Don GarrettProfessor of Philosophy
Professor Garrett came to NYU in 2003 from the University of North Carolina at Chapel Hill, where he was Kenan Distinguished Professor for Teaching Excellence. He has also taught at Harvard University, Johns Hopkins University and the University of Utah.
Professor Garrett works primarily in early modern philosophy, with special interests in metaphysics, epistemology, philosophy of mind, and ethics. He is the author of Cognition and Commitment in Hume’s Philosophy (1997) and Hume (forthcoming), and the editor of The Cambridge Companion to Spinoza (1996).
Professor Garrett is an admired and highly effective teacher praised for his sparkling clarity in lecture and willingness to help students. His popular lecture course in the College Core invigorates students’ study of challenging texts that explore moral judgment and the sources humans look to for guidance in making choices about the best way to live. Students applaud the links he draws between Hebrew scripture, Greek drama, British novel, and Enlightenment philosophical texts. Appropriately for a philosopher, Professor Garrett is noted for his ability to model the construction of strong arguments, which improves students’ writing and argumentative skills.
He has served as co-editor of Hume Studies and as North American editor of Archiv fur Geschichte der Philosophie. He was elected to the American Academy of Arts and Sciences in 2009 and was Carnegie Centenary Professor at the University of Edinburgh in 2011.

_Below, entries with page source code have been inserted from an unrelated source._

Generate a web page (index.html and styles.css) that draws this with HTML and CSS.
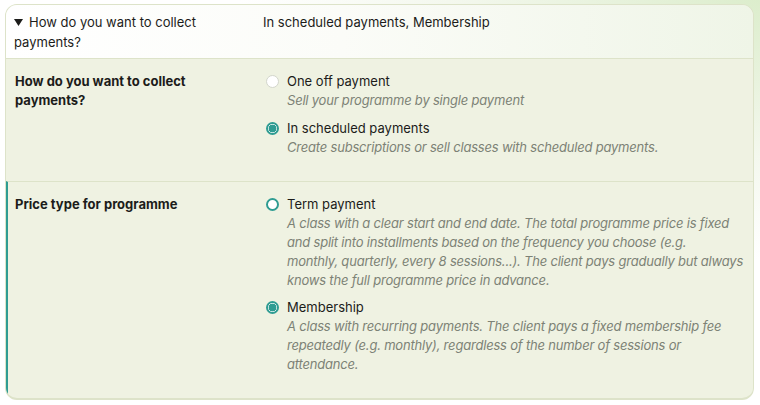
FILE: index.html
```html
<!DOCTYPE html>
<html lang="en">
<head>
  <meta charset="UTF-8">
  <title>Programme pricing</title>
  <link rel="stylesheet" href="styles.css">
</head>
<body>
  <div class="card">
    <div class="summary">
      <div class="summary-label"><svg class="caret" width="9" height="7" viewBox="0 0 9 7"><path d="M0 0H9L4.5 7Z" fill="#1c1c1a"/></svg>How do you want to collect payments?</div>
      <div class="summary-value">In scheduled payments, Membership</div>
    </div>

    <div class="section">
      <div class="label">How do you want to collect payments?</div>
      <div class="options">
        <div class="option">
          <span class="radio"></span>
          <div>
            <div class="option-title">One off payment</div>
            <div class="option-desc">Sell your programme by single payment</div>
          </div>
        </div>
        <div class="option">
          <span class="radio checked"></span>
          <div>
            <div class="option-title">In scheduled payments</div>
            <div class="option-desc">Create subscriptions or sell classes with scheduled payments.</div>
          </div>
        </div>
      </div>
    </div>

    <div class="section active">
      <div class="label">Price type for programme</div>
      <div class="options">
        <div class="option">
          <span class="radio focus"></span>
          <div>
            <div class="option-title">Term payment</div>
            <div class="option-desc">A class with a clear start and end date. The total programme price is fixed and split into installments based on the frequency you choose (e.g.<br>monthly, quarterly, every 8 sessions...). The client pays gradually but always knows the full programme price in advance.</div>
          </div>
        </div>
        <div class="option">
          <span class="radio checked"></span>
          <div>
            <div class="option-title">Membership</div>
            <div class="option-desc">A class with recurring payments. The client pays a fixed membership fee repeatedly (e.g. monthly), regardless of the number of sessions or attendance.</div>
          </div>
        </div>
      </div>
    </div>
  </div>
</body>
</html>
```

FILE: styles.css
```css
body {
  margin: 0;
  padding: 4px 6px 0 5px;
  font-family: "Inter", "Noto Sans", sans-serif;
  font-size: 13px;
  color: #1c1c1a;
  background: radial-gradient(ellipse 520px 260px at 100% 0%, #dcedcc 0%, #f4f8ee 60%, #ffffff 100%);
  height: 405px;
  box-sizing: border-box;
}

.card {
  border: 1px solid #dde3c9;
  border-bottom-width: 2px;
  border-radius: 12px;
  overflow: hidden;
  background: #eff2e2;
}

.summary {
  display: grid;
  grid-template-columns: 248px 1fr;
  padding: 7px 14px 6px 8px;
  line-height: 20px;
  background: linear-gradient(90deg, #ffffff 0%, #fbfcf8 45%, #eff5e7 100%);
  border-bottom: 1px solid #dde3c9;
}

.summary-label {
  padding-right: 40px;
}

.caret {
  margin: 0 6px 1px 0;
}

.summary-value {
  padding-left: 1px;
}

.section {
  display: grid;
  grid-template-columns: 248px 1fr;
  padding: 13px 8px 24px 9px;
  line-height: 19px;
  border-top: 1px solid #dde3c9;
}

.summary + .section {
  border-top: none;
}

.section.active {
  border-left: 2px solid #2f9c92;
  padding-left: 7px;
}

.label {
  font-weight: 700;
  padding-right: 60px;
}

.options {
  display: flex;
  flex-direction: column;
  gap: 8.5px;
}

.option {
  display: flex;
  gap: 8px;
}

.radio {
  flex: none;
  width: 13px;
  height: 13px;
  margin: 3px 0 0 3px;
  border-radius: 50%;
  background: #fff;
  border: 1px solid #d3d6cc;
  box-sizing: border-box;
}

.radio.focus {
  border: 2px solid #2f9c92;
}

.radio.checked {
  border: 2px solid #2f9c92;
  background: radial-gradient(circle, #2f9c92 0 3.6px, #fff 4.2px);
}

.option-desc {
  color: #7d8276;
  font-style: italic;
  letter-spacing: -0.2px;
}
```
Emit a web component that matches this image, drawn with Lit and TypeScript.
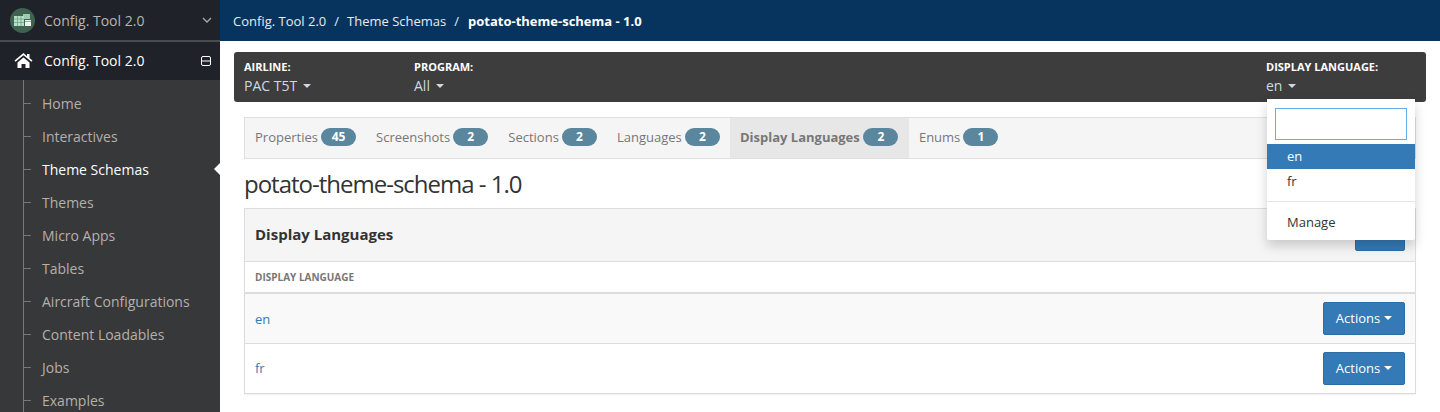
import { LitElement, html, css } from "lit";
import { customElement } from "lit/decorators.js";

const NAV = ["Home","Interactives","Theme Schemas","Themes","Micro Apps","Tables","Aircraft Configurations","Content Loadables","Jobs","Examples"];
const TABS: [string, number][] = [["Properties",45],["Screenshots",2],["Sections",2],["Languages",2],["Display Languages",2],["Enums",1]];

@customElement("app-root")
export class AppRoot extends LitElement {
  static styles = css`
    :host { display:block; width:1440px; height:412px; overflow:hidden; font-family:"Open Sans",sans-serif; font-size:13px; color:#333; background:#fff; }
    * { box-sizing:border-box; }
    .page { display:flex; height:412px; }
    .side { width:220px; flex:none; background:#37383a; overflow:hidden; }
    .brand { height:40px; background:#1f2228; display:flex; align-items:center; padding:0 7px 0 10px; color:#b5b5b5; font-size:14px; }
    .logo { width:25px; height:25px; flex:none; margin-right:9px; }
    .brand span { flex:1; }
    .rule { height:5px; background:#1f2228; border-top:2px solid #4a4c4f; }
    .root { height:35px; background:#1f2228; display:flex; align-items:center; padding:0 9px 4px 14px; color:#fff; font-size:14px; }
    .root span { flex:1; margin-left:11px; }
    .nav { position:relative; padding:7px 0 0; margin:0; list-style:none; }
    .nav::before { content:""; position:absolute; left:23px; top:0; bottom:0; width:1px; background:#77787a; }
    .item { position:relative; height:33px; display:flex; align-items:center; padding-left:42px; color:#b4b0aa; font-size:14px; white-space:nowrap; }
    .item::before { content:""; position:absolute; left:24px; top:16px; width:7px; height:1px; background:#77787a; }
    .item.on { color:#fff; }
    .item.on::after { content:""; position:absolute; right:0; top:10px; border:6px solid transparent; border-right-color:#fff; border-left-width:0; }
    .main { flex:1; min-width:0; position:relative; }
    .crumb { height:41px; background:#07345f; color:#e6ebf0; display:flex; align-items:center; gap:8px; padding:0 13px; font-size:13px; }
    .crumb b { color:#fff; font-weight:700; margin-left:1px; }
    .filters { margin:11px 14px 0; height:50px; background:#3d3d3d; border-radius:3px; display:flex; padding:8px 10px 0; color:#fff; position:relative; }
    .f { display:flex; flex-direction:column; }
    .f.a { width:170px; }
    .f.l { margin-left:auto; width:150px; }
    .f.p { flex:1; }
    .f label { font-size:11px; font-weight:700; line-height:14px; }
    .f div { font-size:14px; line-height:20px; color:#cfd8e3; margin-top:2px; display:flex; align-items:center; }
    .caret { display:inline-block; margin-left:6px; border-top:4px solid currentColor; border-left:4px solid transparent; border-right:4px solid transparent; }
    .caret.small { margin-left:4px; }
    .menu { position:absolute; left:1047px; top:99px; width:148px; height:141px; background:#fff; box-shadow:0 6px 12px rgba(0,0,0,.18); padding:9px 0 0; z-index:5; border-radius:0 0 2px 2px; }
    .menu input { display:block; width:132px; height:32px; margin:0 8px 4px; border:1px solid #66afe9; outline:none; background:#fff; }
    .menu div { height:25px; line-height:25px; padding-left:20px; font-size:13px; color:#333; }
    .menu .sel { background:#337ab7; color:#fff; }
    .menu hr { border:0; border-top:1px solid #e5e5e5; margin:7px 0 8px; }
    .body { padding:15px 24px 0; }
    .tabs { height:42px; background:#f5f5f5; border:1px solid #e0e0e0; display:flex; }
    .tab { display:flex; align-items:center; padding:0 10px 2px; color:#777; font-size:13px; gap:3px; height:40px; }
    .tab.on { background:#e7e7e7; font-weight:700; padding-right:10.5px; gap:3.5px; }
    .badge { min-width:35.15px; height:18px; padding:0 7px; line-height:18px; text-align:center; border-radius:9px; background:#5a879e; color:#fff; font-size:12px; font-weight:700; }
    h1 { font-size:24px; font-weight:400; margin:0; height:49px; line-height:49px; letter-spacing:-1px; color:#333; }
    .panel { border:1px solid #ddd; box-shadow:0 1px 1px rgba(0,0,0,.05); }
    .ph { position:relative; height:53px; background:#f5f5f5; border-bottom:1px solid #ddd; display:flex; align-items:center; padding:0 10px 2px; }
    .ph strong { font-size:15px; font-weight:700; color:#333; }
    .btn { background:#337ab7; border:1px solid #2e6da4; border-radius:2px; color:#fff; font-size:13px; font-family:inherit; display:flex; align-items:center; justify-content:center; width:82px; height:33px; padding:0 0 1px; }
    .add { position:absolute; right:10px; top:9px; width:50px; padding:0 0 1px; }
    .th { height:32px; border-bottom:2px solid #ddd; display:flex; align-items:center; padding:0 10px; font-size:10px; font-weight:700; color:#777; }
    .row { height:50px; display:flex; align-items:center; justify-content:space-between; padding:0 10px; color:#337ab7; font-size:13px; }
    .row.odd { background:#f9f9f9; border-bottom:1px solid #ddd; }
    .row.even { height:49px; }
    .row.even span { margin-top:-2px; }
  `;
  render() {
    return html`<div class="page">
      <aside class="side">
        <div class="brand">
          <svg class="logo" viewBox="0 0 25 25"><circle cx="12.5" cy="12.5" r="12.5" fill="#3f6350"/><rect x="13" y="6" width="7" height="5" fill="#9ccab0"/><rect x="4" y="8" width="10" height="10" fill="#b8e0c8"/><path d="M4 11h10M4 14.5h10M7.5 8v10M11 8v10" stroke="#6fa488" stroke-width=".8"/><rect x="15" y="12" width="6" height="6" fill="#eef3f0"/><path d="M15 13.5h6" stroke="#7b9c8a" stroke-width=".8"/></svg>
          <span>Config. Tool 2.0</span>
          <svg width="12" height="8" viewBox="0 0 12 8"><path d="M2 2l4 4 4-4" fill="none" stroke="#a8a8a8" stroke-width="1.3"/></svg>
        </div>
        <div class="rule"></div>
        <div class="root">
          <svg width="19" height="15" viewBox="0 0 18 15"><path fill="#fff" d="M9 0L0 7.6l1 1.2L9 2.2l8 6.6 1-1.2-3-2.5V1h-2.5v2.2zM3 9.6V15h4v-4h4v4h4V9.6L9 4.6z"/></svg>
          <span>Config. Tool 2.0</span>
          <svg width="10" height="10" viewBox="0 0 10 10"><rect x=".5" y=".5" width="9" height="9" rx="1.5" fill="none" stroke="#fff"/><path d="M1 5h8" stroke="#fff"/></svg>
        </div>
        <ul class="nav">
          ${NAV.map((n) => html`<li class="item ${n === "Theme Schemas" ? "on" : ""}">${n}</li>`)}
        </ul>
      </aside>
      <main class="main">
        <div class="crumb"><span>Config. Tool 2.0</span><span>/</span><span>Theme Schemas</span><span>/</span><b>potato-theme-schema - 1.0</b></div>
        <div class="filters">
          <div class="f a"><label>AIRLINE:</label><div>PAC T5T<i class="caret"></i></div></div>
          <div class="f p"><label>PROGRAM:</label><div>All<i class="caret"></i></div></div>
          <div class="f l"><label>DISPLAY LANGUAGE:</label><div>en<i class="caret"></i></div></div>
        </div>
        <div class="body">
          <nav class="tabs">
            ${TABS.map(([t, c]) => html`<div class="tab ${t === "Display Languages" ? "on" : ""}">${t}<span class="badge">${c}</span></div>`)}
          </nav>
          <h1>potato-theme-schema - 1.0</h1>
          <section class="panel">
            <div class="ph"><strong>Display Languages</strong><button class="btn add">Add</button></div>
            <div class="th">DISPLAY LANGUAGE</div>
            <div class="row odd"><span>en</span><button class="btn">Actions<i class="caret small"></i></button></div>
            <div class="row even"><span>fr</span><button class="btn">Actions<i class="caret small"></i></button></div>
          </section>
        </div>
        <div class="menu">
          <input type="text" />
          <div class="sel">en</div>
          <div>fr</div>
          <hr />
          <div>Manage</div>
        </div>
      </main>
    </div>`;
  }
}
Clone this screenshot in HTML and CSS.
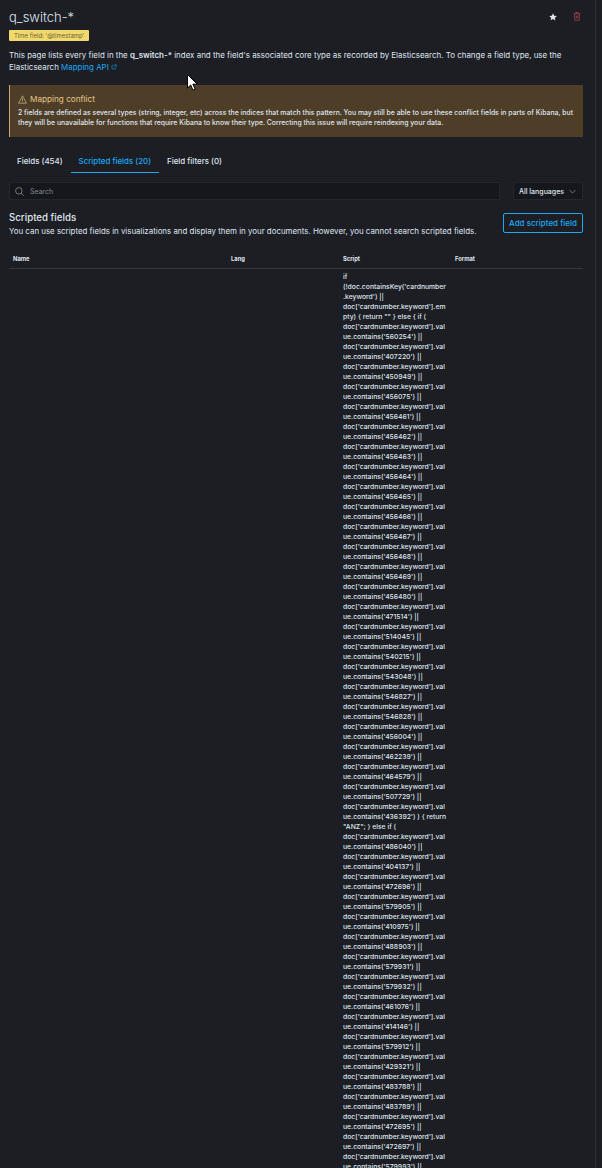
FILE: index.html
```html
<!DOCTYPE html>
<html lang="en">
<head>
<meta charset="utf-8">
<title>q_switch-*</title>
<link rel="stylesheet" href="styles.css">
</head>
<body>
<div class="page">
  <header class="head">
    <div class="head-left">
      <h1>q_switch-*</h1>
      <span class="badge">Time field: '@timestamp'</span>
    </div>
    <div class="head-icons">
      <svg class="ico" viewBox="0 0 16 16" width="8" height="8"><path fill="#dfe5ef" d="M8 0.6l2.300 4.900 5.300.7-3.900 3.700 1 5.300L8 12.100l-4.700 2.600 1-5.300L.4 6.200l5.300-.7z"/></svg>
      <svg class="ico" viewBox="0 0 16 18" width="8" height="9"><path fill="none" stroke="#8a3b42" stroke-width="2" d="M1 3.500h14M5.500 3.500V1h5v2.500M3 3.500l.6 13h8.800l.6-13M6.500 7v6M9.500 7v6"/></svg>
    </div>
  </header>
  <p class="intro">This page lists every field in the <b>q_switch-*</b> index and the field's associated core type as recorded by Elasticsearch. To change a field type, use the Elasticsearch <a class="link">Mapping API <svg viewBox="0 0 12 12" width="6" height="6"><path fill="none" stroke="#1ba9f5" d="M5 2.500H2v7.500h7.500V7M6.500 1.500h4v4M10.500 1.500L5.500 6.500"/></svg></a></p>
  <section class="callout">
    <div class="callout-title">
      <svg viewBox="0 0 16 16" width="9" height="9"><path fill="none" stroke="#d6bf8f" stroke-width="1.200" d="M8 1.500L15 14.500H1zM8 6v4.500M8 11.500v1.500"/></svg>
      <span>Mapping conflict</span>
    </div>
    <p>2 fields are defined as several types (string, integer, etc) across the indices that match this pattern. You may still be able to use these conflict fields in parts of Kibana, but they will be unavailable for functions that require Kibana to know their type. Correcting this issue will require reindexing your data.</p>
  </section>
  <nav class="tabs">
    <a class="tab">Fields (454)</a>
    <a class="tab active">Scripted fields (20)</a>
    <a class="tab">Field filters (0)</a>
  </nav>
  <div class="filters">
    <div class="search">
      <svg viewBox="0 0 16 16" width="9" height="9"><path fill="none" stroke="#98a2b3" stroke-width="1.200" d="M6.800 1a5.800 5.800 0 1 0 0 11.600a5.800 5.800 0 1 0 0-11.600zM11 11l4.500 4.500"/></svg>
      <span>Search</span>
    </div>
    <div class="select">
      <span>All languages</span>
      <svg viewBox="0 0 16 16" width="7" height="7"><path fill="none" stroke="#98a2b3" stroke-width="1.500" d="M1.500 5L8 11.500 14.500 5"/></svg>
    </div>
  </div>
  <div class="section-head">
    <div>
      <h2>Scripted fields</h2>
      <p>You can use scripted fields in visualizations and display them in your documents. However, you cannot search scripted fields.</p>
    </div>
    <button class="add">Add scripted field</button>
  </div>
  <table class="fields">
    <thead>
      <tr><th class="c-name">Name</th><th class="c-lang">Lang</th><th class="c-script">Script</th><th class="c-format">Format</th></tr>
    </thead>
    <tbody>
      <tr>
        <td></td><td></td>
        <td class="script">if (!doc.containsKey('cardnumber.keyword') || doc['cardnumber.keyword'].empty) { return "" } else { if ( doc['cardnumber.keyword'].value.contains('560254') || doc['cardnumber.keyword'].value.contains('407220') || doc['cardnumber.keyword'].value.contains('450949') || doc['cardnumber.keyword'].value.contains('456075') || doc['cardnumber.keyword'].value.contains('456461') || doc['cardnumber.keyword'].value.contains('456462') || doc['cardnumber.keyword'].value.contains('456463') || doc['cardnumber.keyword'].value.contains('456464') || doc['cardnumber.keyword'].value.contains('456465') || doc['cardnumber.keyword'].value.contains('456466') || doc['cardnumber.keyword'].value.contains('456467') || doc['cardnumber.keyword'].value.contains('456468') || doc['cardnumber.keyword'].value.contains('456469') || doc['cardnumber.keyword'].value.contains('456480') || doc['cardnumber.keyword'].value.contains('471514') || doc['cardnumber.keyword'].value.contains('514045') || doc['cardnumber.keyword'].value.contains('540215') || doc['cardnumber.keyword'].value.contains('543048') || doc['cardnumber.keyword'].value.contains('546827') || doc['cardnumber.keyword'].value.contains('546828') || doc['cardnumber.keyword'].value.contains('456004') || doc['cardnumber.keyword'].value.contains('462239') || doc['cardnumber.keyword'].value.contains('464579') || doc['cardnumber.keyword'].value.contains('507729') || doc['cardnumber.keyword'].value.contains('436392') ) { return "ANZ"; } else if ( doc['cardnumber.keyword'].value.contains('486040') || doc['cardnumber.keyword'].value.contains('404137') || doc['cardnumber.keyword'].value.contains('472696') || doc['cardnumber.keyword'].value.contains('579905') || doc['cardnumber.keyword'].value.contains('410975') || doc['cardnumber.keyword'].value.contains('488903') || doc['cardnumber.keyword'].value.contains('579931') || doc['cardnumber.keyword'].value.contains('579932') || doc['cardnumber.keyword'].value.contains('461076') || doc['cardnumber.keyword'].value.contains('414146') || doc['cardnumber.keyword'].value.contains('579912') || doc['cardnumber.keyword'].value.contains('429321') || doc['cardnumber.keyword'].value.contains('483788') || doc['cardnumber.keyword'].value.contains('483789') || doc['cardnumber.keyword'].value.contains('472695') || doc['cardnumber.keyword'].value.contains('472697') || doc['cardnumber.keyword'].value.contains('579993') ||</td>
        <td></td>
      </tr>
    </tbody>
  </table>
</div>
<svg class="cursor" viewBox="0 0 11 17" width="11" height="17"><path fill="#fff" stroke="#000" stroke-width="1" d="M.5.5v13.500l3.200-3 2.300 5.200 2.200-1-2.300-5h4.400z"/></svg>
</body>
</html>
```

FILE: styles.css
```css
* { box-sizing: border-box; }
html, body { margin: 0; height: 1168px; overflow: hidden; background: #1d1e24; }
body { font-family: Inter, "Liberation Sans", sans-serif; color: #dfe5ef; }
.page { width: 596px; height: 1168px; padding: 0 12px 0 9px; border-right: 1px solid #2f3138; overflow: hidden; }
.cursor { position: absolute; left: 187px; top: 74px; }
.head { display: flex; justify-content: space-between; align-items: flex-start; padding-top: 8px; }
.head-left { display: flex; flex-direction: column; align-items: flex-start; }
h1 { margin: 0; font-size: 13px; line-height: 18px; font-weight: 300; color: #dfe5ef; }
.badge { margin-top: 4px; height: 11px; padding: 0 5px; background: #f1d86f; color: #6d6330; font-size: 6px; line-height: 11px; border-radius: 1px; }
.head-icons { display: flex; gap: 16px; padding: 4px 2px 0 0; align-items: center; }
.intro { margin: 8px 0 0; font-size: 7.950px; line-height: 12px; color: #dfe5ef; }
.intro b { font-weight: 600; }
.link { color: #1ba9f5; }
.callout { margin-top: 12px; height: 52px; background: #4f3e27; border-left: 1px solid #c9a968; padding: 8px 8px 0 8px; }
.callout-title { display: flex; align-items: center; gap: 3px; font-size: 8.200px; line-height: 12px; color: #e2c48a; font-weight: 400; }
.callout p { margin: 3px 0 0; font-size: 6.870px; line-height: 10px; color: #dfe5ef; font-weight: 500; }
.tabs { display: flex; margin-top: 8px; height: 28px; }
.tab { padding: 2px 8px 0; font-size: 7.900px; line-height: 28px; font-weight: 500; color: #dfe5ef; }
.tab.active { color: #1ba9f5; border-bottom: 1px solid #1ba9f5; }
.filters { display: flex; gap: 13px; margin-top: 9px; }
.search { flex: 1; height: 18px; background: #16171c; border: 1px solid #25262d; display: flex; align-items: center; gap: 6px; padding-left: 5px; font-size: 7px; color: #7d8794; }
.select { width: 70px; height: 18px; background: #16171c; border: 1px solid #25262d; display: flex; align-items: center; justify-content: space-between; padding: 0 6px 0 5px; font-size: 7px; font-weight: 500; color: #dfe5ef; }
.section-head { display: flex; justify-content: space-between; align-items: flex-start; margin-top: 13px; }
h2 { margin: 0; font-size: 9.700px; line-height: 10px; font-weight: 500; color: #dfe5ef; }
.section-head p { margin: 2px 0 0; font-size: 7.900px; line-height: 12px; }
.add { width: 80px; height: 20px; padding: 0; background: transparent; border: 1px solid #1ba9f5; border-radius: 2px; color: #1ba9f5; font: 500 8px Inter, sans-serif; }
.fields { width: 574px; margin-top: 15px; border-collapse: collapse; table-layout: fixed; }
th { height: 16px; padding: 0 0 0 4px; text-align: left; font-size: 5.800px; font-weight: 700; color: #dfe5ef; border-bottom: 1px solid #343741; vertical-align: top; line-height: 13px; }
.c-name { width: 218px; }
.c-lang { width: 112px; }
.c-script { width: 112px; }
td { padding: 0; vertical-align: top; }
.script { padding: 3px 4px 0 4px; font-size: 6.800px; line-height: 10px; font-weight: 500; overflow-wrap: break-word; color: #dfe5ef; }
```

Professor Garrett has won numerous fellowships and awards including: Carnegie Centenary Professor University of Edinburgh (May-August 2011); Institute for Advanced Studies in the Humanities Fellowship, University of Edinburgh (2011); Fellow of the American Academy of Arts and Sciences (inducted 2009); Tanner Humanities Center Fellowship (1995-96); Faculty Fellow Award, University of Utah (1991); Institute for Advanced Studies in the Humanities Fellowship, University of Edinburgh (1984); Mrs. Giles R. Whiting Fellowship (1978–1979).